Ко мне иногда присоединялась менестрель, стройная женщина по имени Старлинг. Вряд ли ей особенно нравилось мое общество. Скорее всего, я просто отходил достаточно далеко от лагеря, и она могла упражняться на арфе вдалеке от бесконечных репетиций и рыданий помощников. Может быть, дело было в том, что я был из Бакка и понимал, чего ей недостает, когда она тихо говорила о чайках и синем небе над морем. Она была типичной уроженкой Бакка, темноволосой, темноглазой и не выше моего плеча. Одевалась она просто — в синие гамаши и тунику. Уши у нее были проколоты для серег, но никаких украшений не было. Обычно она сидела недалеко от меня, перебирала струны и пела. Приятно было снова услышать акцент Бакка и знакомые песни Прибрежных Герцогств. Иногда она разговаривала. Это была не беседа. Она говорила сама с собой, а я просто оказывался в пределах слышимости. Так некоторые люди говорят с любимой собакой. Таким образом я узнал, что она была менестрелем в маленьком замке в Бакке, в котором я никогда не бывал и который принадлежал аристократу, чьего имени я не знал. Слишком поздно было горевать об этом; ни замка, ни аристократа уже не существовало, все было сметено и сожжено красными кораблями. Старлинг спаслась, но у нее не было больше крова над головой и господина, которому она могла бы петь. Так что ей пришлось положиться на себя, и она решила уйти подальше в глубь страны, чтобы никогда не видеть больше кораблей, какого бы цвета они ни были. Я мог понять ее порыв.

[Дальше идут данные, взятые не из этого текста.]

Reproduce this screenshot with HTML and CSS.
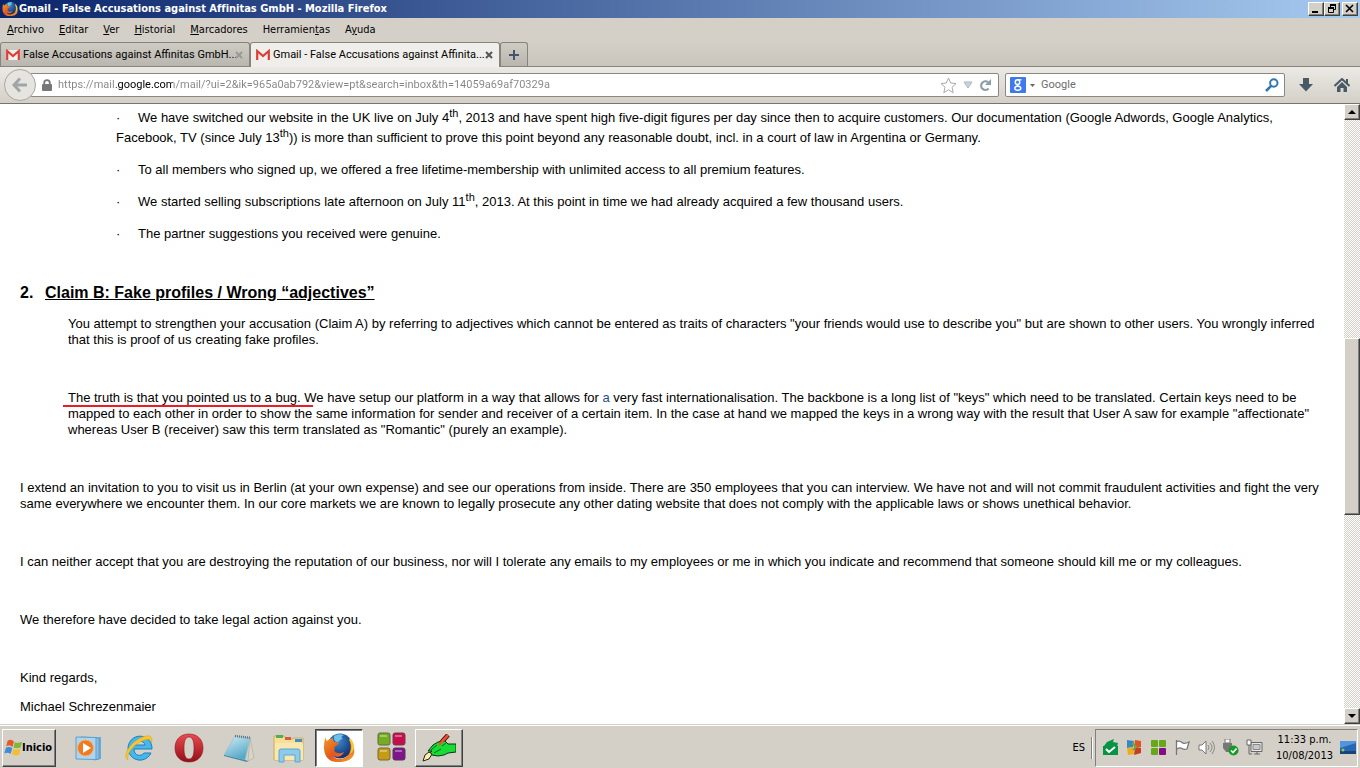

Уходя, она сохранила в своей памяти Бакк таким, каким он когда-то был.

Смерть прошла рядом с ней, едва не задев своими черными крыльями. И она не собиралась умирать вот так, простым менестрелем мелкого вельможи. Каким-то образом она хотела сделать себе имя, стать свидетелем великого события и сочинить об этом балладу, которую будут исполнять многие годы. Тогда она станет бессмертной, потому что ее будут помнить столько времени, сколько будут петь ее песни. Мне казалось, что у нее было бы больше шансов засвидетельствовать нечто подобное, если бы она осталась на побережье, где шла война. Но, как бы в ответ на мою невысказанную мысль, Старлинг объяснила, что собирается описать событие, участники которого останутся в живых. Кроме того, если ты видел одну битву, ты видел их все. Она не находила в крови ничего особенно музыкального. На это я молча кивнул.